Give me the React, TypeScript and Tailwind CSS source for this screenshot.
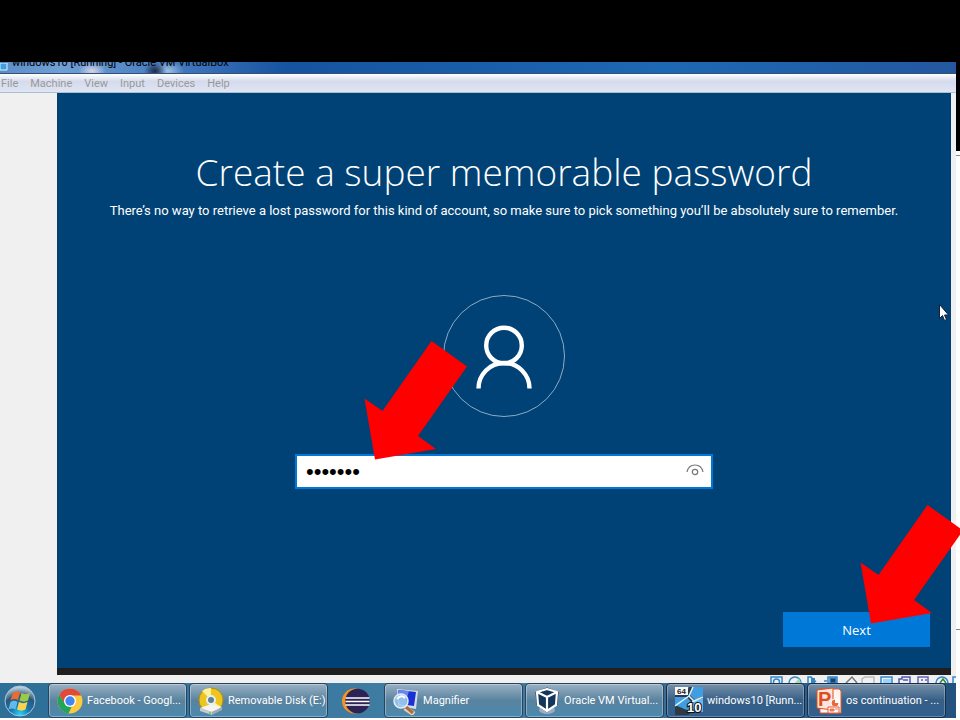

- - - -

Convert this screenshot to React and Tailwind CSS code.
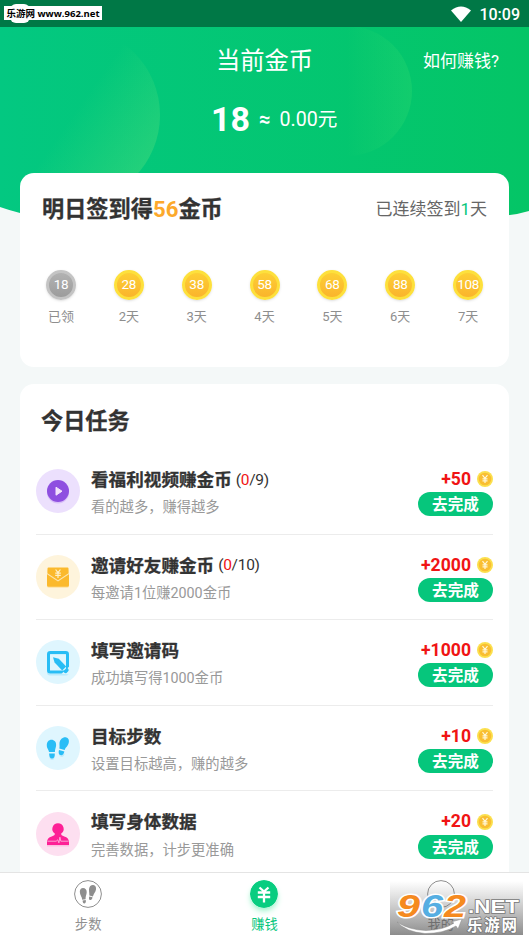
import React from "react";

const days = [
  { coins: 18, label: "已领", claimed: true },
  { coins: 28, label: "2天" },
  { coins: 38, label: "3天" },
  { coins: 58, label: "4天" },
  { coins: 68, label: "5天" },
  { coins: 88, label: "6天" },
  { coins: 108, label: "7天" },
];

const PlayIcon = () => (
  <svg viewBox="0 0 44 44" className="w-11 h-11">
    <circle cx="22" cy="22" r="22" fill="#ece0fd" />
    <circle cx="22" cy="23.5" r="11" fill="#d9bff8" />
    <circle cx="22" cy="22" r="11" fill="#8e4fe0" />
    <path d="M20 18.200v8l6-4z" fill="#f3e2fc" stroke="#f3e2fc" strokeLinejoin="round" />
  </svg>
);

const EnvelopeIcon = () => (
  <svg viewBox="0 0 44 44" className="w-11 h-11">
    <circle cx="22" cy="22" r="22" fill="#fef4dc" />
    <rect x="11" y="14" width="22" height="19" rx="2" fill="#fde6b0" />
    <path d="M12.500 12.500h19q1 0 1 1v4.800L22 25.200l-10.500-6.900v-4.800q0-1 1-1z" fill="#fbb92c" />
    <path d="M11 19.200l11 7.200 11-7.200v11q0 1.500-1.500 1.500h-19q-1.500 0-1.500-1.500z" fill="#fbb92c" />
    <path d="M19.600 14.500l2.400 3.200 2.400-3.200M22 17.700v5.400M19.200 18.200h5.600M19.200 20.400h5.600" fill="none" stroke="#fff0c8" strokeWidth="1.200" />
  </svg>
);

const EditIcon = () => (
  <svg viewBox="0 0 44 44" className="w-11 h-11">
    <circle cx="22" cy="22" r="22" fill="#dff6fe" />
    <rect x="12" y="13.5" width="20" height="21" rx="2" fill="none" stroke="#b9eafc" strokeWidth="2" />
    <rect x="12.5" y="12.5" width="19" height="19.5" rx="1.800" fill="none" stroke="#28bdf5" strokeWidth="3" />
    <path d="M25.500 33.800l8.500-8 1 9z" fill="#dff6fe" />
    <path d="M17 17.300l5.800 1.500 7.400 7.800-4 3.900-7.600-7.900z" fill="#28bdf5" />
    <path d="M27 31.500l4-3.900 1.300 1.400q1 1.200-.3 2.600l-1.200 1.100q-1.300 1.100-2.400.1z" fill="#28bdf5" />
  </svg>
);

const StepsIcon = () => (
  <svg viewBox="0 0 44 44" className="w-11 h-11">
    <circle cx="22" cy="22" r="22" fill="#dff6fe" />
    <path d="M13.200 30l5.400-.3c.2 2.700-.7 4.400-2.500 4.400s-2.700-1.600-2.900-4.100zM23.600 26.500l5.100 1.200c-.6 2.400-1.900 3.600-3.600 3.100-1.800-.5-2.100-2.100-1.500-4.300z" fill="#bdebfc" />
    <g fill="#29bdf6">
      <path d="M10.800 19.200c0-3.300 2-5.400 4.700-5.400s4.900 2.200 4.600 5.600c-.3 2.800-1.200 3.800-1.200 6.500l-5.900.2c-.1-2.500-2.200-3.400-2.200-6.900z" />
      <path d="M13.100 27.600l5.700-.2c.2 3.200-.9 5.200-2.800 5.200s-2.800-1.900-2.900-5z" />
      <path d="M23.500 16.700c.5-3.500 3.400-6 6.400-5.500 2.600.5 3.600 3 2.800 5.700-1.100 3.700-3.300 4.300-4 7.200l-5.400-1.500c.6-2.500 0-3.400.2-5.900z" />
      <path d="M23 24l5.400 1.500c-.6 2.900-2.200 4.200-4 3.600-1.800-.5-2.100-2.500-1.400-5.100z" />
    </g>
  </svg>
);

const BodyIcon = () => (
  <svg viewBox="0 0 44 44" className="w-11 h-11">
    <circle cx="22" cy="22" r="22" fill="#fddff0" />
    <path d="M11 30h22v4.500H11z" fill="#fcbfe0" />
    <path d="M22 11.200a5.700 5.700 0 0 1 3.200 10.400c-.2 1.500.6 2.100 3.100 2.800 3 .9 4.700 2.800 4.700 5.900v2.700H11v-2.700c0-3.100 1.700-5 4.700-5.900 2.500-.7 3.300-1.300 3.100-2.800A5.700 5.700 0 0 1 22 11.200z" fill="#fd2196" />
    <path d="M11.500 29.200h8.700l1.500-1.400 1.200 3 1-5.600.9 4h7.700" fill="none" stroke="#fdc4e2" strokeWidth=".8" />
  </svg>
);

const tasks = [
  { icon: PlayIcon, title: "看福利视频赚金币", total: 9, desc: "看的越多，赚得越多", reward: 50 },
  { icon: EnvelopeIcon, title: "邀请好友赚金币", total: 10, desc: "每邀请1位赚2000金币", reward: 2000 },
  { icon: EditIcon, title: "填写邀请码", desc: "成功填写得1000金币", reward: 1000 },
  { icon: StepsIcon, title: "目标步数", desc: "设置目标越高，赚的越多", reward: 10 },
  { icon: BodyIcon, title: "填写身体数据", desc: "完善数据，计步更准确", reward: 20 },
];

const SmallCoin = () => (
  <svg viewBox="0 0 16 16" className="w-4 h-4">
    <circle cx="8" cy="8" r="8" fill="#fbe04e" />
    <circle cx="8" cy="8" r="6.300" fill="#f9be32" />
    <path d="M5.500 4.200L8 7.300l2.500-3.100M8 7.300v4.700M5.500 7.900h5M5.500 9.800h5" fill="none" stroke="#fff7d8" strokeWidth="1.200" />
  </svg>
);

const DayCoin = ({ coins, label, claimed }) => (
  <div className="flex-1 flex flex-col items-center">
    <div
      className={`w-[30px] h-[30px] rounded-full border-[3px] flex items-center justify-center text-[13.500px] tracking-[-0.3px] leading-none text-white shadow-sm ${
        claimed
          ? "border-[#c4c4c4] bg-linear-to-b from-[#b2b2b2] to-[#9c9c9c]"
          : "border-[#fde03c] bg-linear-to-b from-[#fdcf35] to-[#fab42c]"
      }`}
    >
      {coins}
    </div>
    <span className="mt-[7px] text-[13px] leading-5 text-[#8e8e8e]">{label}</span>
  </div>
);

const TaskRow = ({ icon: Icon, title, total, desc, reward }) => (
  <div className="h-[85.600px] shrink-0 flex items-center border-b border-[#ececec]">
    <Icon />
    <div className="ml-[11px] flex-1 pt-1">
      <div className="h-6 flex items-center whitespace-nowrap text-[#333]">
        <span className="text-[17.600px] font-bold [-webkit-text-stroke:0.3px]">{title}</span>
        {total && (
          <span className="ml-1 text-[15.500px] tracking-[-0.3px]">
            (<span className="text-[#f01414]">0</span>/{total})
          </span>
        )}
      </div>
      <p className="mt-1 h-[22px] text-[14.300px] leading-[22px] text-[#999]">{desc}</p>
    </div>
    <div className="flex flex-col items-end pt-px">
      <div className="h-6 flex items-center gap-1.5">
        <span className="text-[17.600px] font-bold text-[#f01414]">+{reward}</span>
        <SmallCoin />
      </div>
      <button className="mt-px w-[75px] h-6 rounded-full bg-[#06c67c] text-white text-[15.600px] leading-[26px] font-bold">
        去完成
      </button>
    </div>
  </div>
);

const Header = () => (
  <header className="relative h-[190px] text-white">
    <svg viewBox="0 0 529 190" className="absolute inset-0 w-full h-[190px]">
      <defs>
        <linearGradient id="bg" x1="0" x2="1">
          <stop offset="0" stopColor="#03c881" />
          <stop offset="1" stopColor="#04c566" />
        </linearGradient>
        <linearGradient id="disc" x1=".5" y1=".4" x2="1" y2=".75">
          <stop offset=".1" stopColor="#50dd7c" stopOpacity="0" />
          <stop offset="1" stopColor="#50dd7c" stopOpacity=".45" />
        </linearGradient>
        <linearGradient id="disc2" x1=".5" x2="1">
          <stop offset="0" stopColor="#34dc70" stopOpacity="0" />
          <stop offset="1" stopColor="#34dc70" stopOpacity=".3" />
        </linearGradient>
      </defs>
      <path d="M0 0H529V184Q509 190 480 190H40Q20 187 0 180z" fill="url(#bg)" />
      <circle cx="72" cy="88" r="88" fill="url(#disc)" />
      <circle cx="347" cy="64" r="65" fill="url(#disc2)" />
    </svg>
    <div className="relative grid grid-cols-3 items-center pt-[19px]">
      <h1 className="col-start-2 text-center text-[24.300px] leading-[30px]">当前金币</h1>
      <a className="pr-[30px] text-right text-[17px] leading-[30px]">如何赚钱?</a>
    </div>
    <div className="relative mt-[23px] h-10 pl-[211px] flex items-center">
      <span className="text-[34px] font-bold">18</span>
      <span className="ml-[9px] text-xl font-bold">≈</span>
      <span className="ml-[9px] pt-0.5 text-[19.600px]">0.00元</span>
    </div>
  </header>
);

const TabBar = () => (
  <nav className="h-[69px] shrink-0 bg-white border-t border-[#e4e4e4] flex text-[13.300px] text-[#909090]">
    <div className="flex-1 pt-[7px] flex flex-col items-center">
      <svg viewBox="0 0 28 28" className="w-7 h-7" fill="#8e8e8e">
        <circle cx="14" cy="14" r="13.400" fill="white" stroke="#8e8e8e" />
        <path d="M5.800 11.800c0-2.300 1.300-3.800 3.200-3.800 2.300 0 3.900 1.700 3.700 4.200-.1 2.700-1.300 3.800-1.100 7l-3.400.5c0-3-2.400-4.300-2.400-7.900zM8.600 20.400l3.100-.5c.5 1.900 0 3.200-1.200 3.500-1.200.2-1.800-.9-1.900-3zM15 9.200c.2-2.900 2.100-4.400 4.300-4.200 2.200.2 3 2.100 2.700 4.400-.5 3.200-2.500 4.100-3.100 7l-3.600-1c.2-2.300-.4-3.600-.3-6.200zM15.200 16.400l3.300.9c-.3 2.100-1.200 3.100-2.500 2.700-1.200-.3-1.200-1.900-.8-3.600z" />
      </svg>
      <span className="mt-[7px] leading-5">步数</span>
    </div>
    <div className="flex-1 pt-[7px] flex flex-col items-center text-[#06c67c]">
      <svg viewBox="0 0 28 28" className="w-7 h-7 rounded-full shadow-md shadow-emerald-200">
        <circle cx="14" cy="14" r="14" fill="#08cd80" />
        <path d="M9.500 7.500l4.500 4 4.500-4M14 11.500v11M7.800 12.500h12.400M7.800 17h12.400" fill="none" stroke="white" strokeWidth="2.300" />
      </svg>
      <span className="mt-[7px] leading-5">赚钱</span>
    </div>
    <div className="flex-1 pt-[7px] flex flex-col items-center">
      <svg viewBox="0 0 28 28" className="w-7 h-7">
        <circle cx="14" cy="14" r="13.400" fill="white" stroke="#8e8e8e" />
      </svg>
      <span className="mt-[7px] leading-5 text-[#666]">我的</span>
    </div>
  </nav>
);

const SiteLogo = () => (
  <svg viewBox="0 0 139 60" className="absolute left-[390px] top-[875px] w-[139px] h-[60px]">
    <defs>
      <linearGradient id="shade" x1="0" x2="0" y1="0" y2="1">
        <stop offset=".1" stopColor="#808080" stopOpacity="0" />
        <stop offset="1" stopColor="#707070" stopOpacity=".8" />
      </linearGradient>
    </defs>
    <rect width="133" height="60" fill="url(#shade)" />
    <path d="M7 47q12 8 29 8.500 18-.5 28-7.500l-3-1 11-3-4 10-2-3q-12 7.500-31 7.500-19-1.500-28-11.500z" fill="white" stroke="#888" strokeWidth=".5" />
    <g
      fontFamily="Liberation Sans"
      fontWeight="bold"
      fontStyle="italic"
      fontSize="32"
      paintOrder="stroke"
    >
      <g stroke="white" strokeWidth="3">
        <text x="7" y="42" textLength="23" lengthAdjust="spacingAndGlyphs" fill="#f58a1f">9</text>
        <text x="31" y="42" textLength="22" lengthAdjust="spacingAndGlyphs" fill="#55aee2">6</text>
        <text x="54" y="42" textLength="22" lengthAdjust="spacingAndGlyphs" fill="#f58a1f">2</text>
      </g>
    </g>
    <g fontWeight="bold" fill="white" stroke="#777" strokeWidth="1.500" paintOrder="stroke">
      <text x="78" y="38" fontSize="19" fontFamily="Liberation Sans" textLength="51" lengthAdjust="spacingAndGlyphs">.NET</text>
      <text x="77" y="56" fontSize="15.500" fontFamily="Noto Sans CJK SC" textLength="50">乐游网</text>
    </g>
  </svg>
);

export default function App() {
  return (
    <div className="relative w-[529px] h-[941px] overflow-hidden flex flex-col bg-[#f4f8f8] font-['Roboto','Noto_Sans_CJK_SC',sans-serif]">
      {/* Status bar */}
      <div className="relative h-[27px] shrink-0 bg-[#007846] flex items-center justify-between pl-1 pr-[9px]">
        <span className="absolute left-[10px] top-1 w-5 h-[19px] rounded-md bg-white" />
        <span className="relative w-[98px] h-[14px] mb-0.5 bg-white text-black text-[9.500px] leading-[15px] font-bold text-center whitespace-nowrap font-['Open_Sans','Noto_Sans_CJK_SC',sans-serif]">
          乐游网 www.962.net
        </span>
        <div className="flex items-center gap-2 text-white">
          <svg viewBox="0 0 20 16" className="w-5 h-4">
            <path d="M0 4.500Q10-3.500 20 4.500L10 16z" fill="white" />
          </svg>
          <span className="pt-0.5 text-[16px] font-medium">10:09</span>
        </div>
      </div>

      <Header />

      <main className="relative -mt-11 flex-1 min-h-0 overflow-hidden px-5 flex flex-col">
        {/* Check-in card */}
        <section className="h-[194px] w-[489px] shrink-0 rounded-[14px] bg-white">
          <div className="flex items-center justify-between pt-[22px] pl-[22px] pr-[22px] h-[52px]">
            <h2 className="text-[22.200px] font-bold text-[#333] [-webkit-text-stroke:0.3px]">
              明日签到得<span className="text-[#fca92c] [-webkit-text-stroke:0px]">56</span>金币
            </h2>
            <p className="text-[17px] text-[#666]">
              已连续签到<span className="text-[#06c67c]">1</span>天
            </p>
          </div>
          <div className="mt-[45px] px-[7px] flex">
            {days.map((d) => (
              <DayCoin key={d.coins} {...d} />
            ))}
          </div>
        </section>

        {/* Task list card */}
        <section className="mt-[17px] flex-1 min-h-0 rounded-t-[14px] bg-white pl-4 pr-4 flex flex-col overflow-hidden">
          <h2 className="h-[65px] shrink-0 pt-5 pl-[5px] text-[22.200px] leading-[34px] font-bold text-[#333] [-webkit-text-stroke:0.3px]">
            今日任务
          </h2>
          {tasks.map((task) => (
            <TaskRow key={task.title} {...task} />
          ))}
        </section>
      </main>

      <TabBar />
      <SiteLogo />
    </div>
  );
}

- - - -

** Exercise requirements **
Identify and copy all lines with the word "this".

** Finished exercise **
Give me the React, TypeScript and Tailwind CSS source for this screenshot.
Convert this screenshot to React and Tailwind CSS code.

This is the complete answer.